[Records from a collection]
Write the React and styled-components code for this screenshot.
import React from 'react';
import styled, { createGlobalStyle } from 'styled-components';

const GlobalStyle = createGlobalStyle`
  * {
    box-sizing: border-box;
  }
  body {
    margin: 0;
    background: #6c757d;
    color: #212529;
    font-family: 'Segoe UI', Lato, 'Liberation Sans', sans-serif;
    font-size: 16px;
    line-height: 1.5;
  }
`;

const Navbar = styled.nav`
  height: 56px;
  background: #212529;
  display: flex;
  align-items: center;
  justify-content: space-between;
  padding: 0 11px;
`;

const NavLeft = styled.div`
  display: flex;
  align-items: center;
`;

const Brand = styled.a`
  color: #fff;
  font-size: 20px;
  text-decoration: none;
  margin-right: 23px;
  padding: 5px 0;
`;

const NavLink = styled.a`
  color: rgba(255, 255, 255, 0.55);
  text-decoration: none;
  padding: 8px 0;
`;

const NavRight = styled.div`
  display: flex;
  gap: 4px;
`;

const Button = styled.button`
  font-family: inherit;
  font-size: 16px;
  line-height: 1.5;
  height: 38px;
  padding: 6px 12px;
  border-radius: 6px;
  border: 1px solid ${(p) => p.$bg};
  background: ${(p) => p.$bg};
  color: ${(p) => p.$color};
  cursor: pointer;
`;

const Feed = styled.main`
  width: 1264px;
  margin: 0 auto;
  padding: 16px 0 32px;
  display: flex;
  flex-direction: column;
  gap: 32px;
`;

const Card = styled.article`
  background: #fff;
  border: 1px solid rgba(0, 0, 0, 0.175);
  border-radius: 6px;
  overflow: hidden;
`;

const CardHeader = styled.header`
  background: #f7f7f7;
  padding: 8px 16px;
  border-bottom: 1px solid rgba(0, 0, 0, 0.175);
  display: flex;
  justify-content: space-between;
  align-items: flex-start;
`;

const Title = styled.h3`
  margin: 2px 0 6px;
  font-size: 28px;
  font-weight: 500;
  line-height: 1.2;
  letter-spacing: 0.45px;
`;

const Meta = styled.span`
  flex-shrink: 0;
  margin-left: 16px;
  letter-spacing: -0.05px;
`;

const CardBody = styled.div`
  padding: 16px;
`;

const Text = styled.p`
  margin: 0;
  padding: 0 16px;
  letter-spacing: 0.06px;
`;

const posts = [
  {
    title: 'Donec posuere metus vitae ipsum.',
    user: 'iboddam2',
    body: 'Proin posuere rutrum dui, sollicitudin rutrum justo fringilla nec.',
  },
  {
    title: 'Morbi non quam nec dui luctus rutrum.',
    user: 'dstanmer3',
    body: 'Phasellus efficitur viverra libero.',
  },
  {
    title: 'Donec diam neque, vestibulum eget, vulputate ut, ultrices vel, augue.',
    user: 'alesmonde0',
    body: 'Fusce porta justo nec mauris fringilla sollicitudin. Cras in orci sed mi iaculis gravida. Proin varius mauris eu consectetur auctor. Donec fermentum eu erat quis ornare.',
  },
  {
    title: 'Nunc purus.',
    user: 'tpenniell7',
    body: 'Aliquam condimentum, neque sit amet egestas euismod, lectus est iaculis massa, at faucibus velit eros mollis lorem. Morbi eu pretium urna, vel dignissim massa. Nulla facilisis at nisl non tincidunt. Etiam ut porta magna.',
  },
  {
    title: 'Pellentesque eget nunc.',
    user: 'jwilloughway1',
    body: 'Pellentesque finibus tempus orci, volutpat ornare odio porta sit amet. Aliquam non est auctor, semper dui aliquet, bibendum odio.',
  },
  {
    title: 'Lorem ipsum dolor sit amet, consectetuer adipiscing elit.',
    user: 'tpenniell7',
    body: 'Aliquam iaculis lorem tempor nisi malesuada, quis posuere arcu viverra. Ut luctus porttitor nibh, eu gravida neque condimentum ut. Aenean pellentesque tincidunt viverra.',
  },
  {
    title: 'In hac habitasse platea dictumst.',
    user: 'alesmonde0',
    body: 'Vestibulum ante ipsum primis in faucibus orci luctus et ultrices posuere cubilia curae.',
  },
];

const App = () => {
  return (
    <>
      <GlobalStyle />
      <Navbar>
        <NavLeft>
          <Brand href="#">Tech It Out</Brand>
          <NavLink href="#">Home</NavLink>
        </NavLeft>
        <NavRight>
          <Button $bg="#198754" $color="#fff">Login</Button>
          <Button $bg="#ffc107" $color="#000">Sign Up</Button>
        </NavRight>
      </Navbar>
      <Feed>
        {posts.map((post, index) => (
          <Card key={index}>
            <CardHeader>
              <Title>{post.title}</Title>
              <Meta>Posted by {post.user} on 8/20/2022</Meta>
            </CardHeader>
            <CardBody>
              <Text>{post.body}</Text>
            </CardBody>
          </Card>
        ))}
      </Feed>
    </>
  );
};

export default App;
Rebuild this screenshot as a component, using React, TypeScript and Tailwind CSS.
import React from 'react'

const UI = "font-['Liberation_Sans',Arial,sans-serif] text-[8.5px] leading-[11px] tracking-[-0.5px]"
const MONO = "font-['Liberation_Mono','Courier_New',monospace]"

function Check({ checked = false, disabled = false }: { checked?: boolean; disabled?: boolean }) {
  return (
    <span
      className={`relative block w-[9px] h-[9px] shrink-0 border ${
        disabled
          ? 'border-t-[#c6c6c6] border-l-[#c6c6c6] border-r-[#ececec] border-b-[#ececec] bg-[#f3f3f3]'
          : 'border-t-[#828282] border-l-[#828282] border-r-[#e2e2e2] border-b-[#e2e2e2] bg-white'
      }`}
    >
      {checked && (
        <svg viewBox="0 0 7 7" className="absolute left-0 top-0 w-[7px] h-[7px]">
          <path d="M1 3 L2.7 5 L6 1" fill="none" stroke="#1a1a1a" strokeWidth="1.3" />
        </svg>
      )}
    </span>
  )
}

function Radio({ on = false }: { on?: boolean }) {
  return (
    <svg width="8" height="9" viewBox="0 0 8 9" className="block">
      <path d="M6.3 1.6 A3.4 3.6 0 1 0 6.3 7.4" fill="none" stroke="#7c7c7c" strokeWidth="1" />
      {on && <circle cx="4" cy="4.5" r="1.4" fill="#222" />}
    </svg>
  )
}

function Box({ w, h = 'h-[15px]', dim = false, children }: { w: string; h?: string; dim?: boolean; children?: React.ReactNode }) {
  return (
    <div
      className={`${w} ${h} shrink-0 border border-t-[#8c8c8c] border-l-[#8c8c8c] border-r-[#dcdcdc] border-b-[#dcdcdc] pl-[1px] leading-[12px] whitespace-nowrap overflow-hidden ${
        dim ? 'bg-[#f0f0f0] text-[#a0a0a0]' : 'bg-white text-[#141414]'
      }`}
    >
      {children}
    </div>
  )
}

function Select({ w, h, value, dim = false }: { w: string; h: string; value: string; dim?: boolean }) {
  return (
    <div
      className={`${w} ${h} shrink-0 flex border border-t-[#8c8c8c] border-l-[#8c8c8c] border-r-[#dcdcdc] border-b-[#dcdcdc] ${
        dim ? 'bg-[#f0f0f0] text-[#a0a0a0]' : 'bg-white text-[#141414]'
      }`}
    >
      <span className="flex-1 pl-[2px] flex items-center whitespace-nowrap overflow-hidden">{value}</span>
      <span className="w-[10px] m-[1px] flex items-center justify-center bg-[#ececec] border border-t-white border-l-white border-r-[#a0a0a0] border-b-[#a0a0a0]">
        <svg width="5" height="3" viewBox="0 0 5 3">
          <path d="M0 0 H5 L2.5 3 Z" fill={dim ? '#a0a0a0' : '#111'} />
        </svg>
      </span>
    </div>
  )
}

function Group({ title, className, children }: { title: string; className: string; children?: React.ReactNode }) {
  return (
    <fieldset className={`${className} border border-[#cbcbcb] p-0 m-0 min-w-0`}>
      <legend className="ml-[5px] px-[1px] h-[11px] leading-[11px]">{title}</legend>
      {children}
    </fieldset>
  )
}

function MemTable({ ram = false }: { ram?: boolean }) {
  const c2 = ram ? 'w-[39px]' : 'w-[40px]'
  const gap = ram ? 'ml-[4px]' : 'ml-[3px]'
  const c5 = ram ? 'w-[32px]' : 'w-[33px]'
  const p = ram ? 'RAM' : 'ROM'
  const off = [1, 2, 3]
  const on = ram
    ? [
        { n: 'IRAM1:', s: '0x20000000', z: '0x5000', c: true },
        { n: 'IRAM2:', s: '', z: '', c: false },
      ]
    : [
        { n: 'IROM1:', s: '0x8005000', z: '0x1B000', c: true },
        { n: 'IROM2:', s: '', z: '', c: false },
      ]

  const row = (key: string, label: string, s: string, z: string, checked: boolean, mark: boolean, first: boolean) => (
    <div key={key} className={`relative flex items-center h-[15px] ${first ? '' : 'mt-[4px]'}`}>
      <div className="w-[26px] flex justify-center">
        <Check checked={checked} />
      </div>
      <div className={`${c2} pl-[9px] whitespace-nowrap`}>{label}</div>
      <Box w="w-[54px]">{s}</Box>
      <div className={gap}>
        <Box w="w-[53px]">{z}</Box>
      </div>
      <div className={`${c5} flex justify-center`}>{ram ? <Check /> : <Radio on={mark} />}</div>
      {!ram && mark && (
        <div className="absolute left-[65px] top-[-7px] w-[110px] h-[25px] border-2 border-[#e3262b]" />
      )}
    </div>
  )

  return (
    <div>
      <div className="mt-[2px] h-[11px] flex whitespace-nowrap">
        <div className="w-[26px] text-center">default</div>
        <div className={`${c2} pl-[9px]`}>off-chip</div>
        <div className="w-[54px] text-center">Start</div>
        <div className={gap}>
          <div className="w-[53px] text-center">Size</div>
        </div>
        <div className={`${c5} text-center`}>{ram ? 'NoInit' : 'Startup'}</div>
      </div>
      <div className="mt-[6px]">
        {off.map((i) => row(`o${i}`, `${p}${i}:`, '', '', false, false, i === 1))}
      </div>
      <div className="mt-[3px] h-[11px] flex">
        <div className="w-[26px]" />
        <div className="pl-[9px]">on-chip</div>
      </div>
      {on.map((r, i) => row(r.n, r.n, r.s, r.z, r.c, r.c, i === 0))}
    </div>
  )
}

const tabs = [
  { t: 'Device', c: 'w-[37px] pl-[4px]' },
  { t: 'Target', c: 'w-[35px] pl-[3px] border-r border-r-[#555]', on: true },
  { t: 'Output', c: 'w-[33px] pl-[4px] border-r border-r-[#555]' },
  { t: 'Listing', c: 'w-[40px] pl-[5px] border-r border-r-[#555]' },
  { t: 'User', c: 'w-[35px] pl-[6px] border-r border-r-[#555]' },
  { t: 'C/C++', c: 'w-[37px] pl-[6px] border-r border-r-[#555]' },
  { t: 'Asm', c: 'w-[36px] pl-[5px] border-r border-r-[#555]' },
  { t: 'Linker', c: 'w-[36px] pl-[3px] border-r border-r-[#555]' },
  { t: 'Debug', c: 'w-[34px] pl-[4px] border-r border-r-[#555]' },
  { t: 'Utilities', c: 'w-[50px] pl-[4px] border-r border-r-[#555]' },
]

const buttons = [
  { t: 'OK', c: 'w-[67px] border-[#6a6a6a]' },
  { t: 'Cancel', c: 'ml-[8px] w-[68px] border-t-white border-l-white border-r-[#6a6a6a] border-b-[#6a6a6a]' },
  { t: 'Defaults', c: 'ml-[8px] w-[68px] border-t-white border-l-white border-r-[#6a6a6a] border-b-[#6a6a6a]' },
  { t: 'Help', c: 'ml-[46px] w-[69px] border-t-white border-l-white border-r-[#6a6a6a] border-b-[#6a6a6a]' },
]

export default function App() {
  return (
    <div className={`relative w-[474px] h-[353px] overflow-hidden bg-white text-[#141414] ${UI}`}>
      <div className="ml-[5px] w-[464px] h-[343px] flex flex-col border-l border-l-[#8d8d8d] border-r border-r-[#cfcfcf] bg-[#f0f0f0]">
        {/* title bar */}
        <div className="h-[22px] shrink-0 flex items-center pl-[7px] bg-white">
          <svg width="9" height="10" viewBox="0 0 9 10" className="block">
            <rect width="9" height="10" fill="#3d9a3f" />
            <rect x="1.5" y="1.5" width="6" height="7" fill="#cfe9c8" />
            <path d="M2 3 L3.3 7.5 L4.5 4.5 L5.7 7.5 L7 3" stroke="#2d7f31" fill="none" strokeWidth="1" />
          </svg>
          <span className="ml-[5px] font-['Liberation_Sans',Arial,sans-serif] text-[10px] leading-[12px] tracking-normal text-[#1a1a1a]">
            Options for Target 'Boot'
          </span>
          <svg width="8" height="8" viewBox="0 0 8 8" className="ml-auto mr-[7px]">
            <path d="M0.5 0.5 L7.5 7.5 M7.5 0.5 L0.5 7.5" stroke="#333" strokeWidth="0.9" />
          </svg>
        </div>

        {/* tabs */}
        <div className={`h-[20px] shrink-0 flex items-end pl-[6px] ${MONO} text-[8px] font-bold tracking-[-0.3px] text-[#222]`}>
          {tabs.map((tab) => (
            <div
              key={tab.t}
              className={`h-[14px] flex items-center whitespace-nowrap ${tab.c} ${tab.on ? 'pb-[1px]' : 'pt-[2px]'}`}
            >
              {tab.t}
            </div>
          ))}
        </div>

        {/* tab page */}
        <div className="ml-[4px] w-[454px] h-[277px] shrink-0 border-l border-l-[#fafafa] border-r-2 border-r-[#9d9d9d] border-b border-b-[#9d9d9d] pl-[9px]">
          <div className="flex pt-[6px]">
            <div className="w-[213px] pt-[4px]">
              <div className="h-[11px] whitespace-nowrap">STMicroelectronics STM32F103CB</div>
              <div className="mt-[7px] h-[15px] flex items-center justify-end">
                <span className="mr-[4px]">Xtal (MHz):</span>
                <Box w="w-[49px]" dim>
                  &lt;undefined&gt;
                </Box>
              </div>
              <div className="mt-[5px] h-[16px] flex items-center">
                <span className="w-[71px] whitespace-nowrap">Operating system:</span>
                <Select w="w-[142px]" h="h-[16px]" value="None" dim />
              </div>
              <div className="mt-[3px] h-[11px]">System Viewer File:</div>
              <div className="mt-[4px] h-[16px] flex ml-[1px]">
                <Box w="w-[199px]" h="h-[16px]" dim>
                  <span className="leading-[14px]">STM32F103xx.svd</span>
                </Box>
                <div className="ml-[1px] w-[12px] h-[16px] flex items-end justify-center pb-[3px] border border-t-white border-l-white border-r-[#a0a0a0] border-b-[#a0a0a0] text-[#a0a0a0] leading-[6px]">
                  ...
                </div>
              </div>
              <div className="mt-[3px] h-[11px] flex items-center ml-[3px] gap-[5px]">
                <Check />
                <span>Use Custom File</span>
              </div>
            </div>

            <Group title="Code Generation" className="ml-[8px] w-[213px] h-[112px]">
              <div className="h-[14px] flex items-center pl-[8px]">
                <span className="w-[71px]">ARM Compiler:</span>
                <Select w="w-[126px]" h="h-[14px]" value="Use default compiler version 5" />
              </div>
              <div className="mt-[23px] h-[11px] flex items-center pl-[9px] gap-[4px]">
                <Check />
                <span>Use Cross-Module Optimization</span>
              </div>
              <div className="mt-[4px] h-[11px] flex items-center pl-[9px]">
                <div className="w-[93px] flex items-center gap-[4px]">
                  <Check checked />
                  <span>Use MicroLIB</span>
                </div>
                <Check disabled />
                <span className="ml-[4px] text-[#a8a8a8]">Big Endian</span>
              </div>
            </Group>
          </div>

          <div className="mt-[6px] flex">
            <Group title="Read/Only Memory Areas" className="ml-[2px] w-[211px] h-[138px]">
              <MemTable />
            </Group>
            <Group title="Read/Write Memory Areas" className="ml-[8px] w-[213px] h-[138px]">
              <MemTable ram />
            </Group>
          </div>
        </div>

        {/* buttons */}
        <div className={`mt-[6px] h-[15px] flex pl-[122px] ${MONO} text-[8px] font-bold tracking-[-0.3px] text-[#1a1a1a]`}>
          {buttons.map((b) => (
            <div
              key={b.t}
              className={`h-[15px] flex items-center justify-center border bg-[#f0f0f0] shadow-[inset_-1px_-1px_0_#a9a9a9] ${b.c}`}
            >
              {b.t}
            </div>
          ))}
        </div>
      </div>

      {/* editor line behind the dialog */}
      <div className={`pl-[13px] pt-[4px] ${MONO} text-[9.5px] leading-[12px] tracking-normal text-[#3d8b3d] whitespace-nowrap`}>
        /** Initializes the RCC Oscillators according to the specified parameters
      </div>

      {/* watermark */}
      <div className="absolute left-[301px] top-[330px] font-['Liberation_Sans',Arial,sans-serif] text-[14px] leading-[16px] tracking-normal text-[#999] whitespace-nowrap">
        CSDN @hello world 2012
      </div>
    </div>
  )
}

Aim of the exercise - Say how many lines of the data include the word "Write". Respond with the number alone.

Answer for the task - 2